* Begin Source excerpt *

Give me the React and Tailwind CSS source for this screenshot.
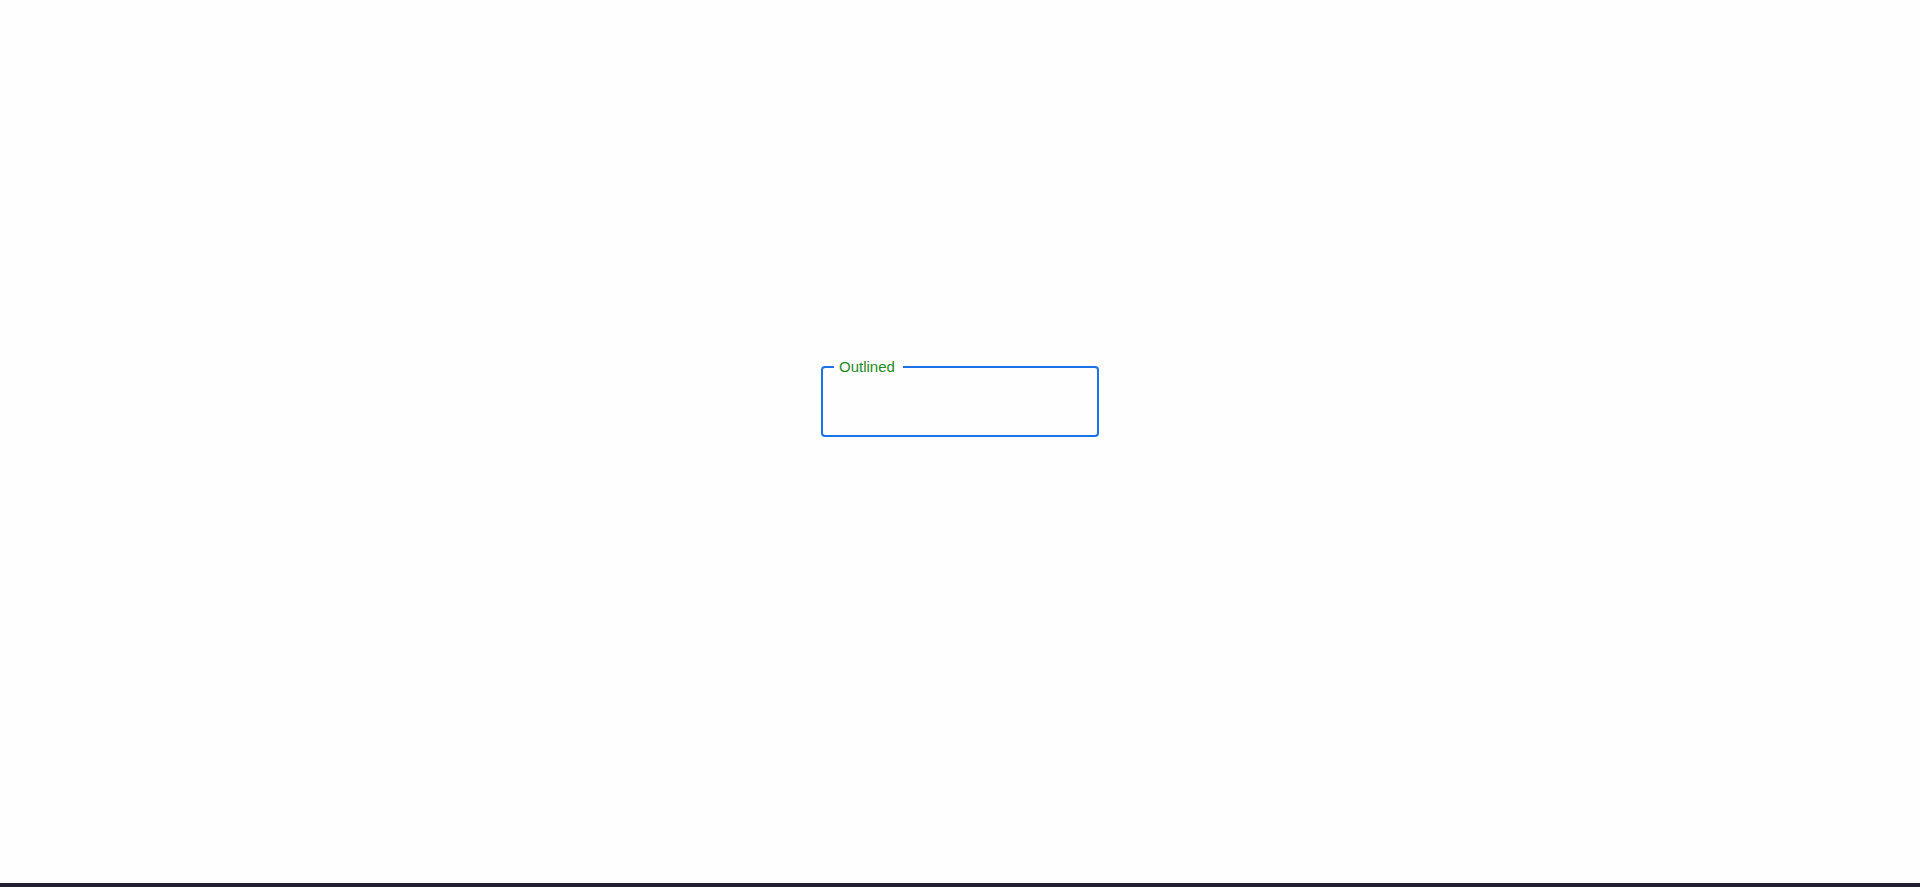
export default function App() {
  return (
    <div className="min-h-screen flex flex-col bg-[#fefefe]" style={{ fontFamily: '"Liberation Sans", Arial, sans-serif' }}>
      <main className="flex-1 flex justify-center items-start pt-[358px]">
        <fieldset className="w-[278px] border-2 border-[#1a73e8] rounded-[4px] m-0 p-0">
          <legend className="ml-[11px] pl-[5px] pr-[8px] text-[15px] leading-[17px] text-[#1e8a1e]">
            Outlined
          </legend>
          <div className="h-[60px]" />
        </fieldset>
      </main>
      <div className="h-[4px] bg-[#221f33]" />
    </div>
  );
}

* End Source excerpt *

What you are asked to do
Copy out all the data exactly; skip the pictures.

Task output
Give me the React and Tailwind CSS source for this screenshot.
export default function App() {
  return (
    <div className="min-h-screen flex flex-col bg-[#fefefe]" style={{ fontFamily: '"Liberation Sans", Arial, sans-serif' }}>
      <main className="flex-1 flex justify-center items-start pt-[358px]">
        <fieldset className="w-[278px] border-2 border-[#1a73e8] rounded-[4px] m-0 p-0">
          <legend className="ml-[11px] pl-[5px] pr-[8px] text-[15px] leading-[17px] text-[#1e8a1e]">
            Outlined
          </legend>
          <div className="h-[60px]" />
        </fieldset>
      </main>
      <div className="h-[4px] bg-[#221f33]" />
    </div>
  );
}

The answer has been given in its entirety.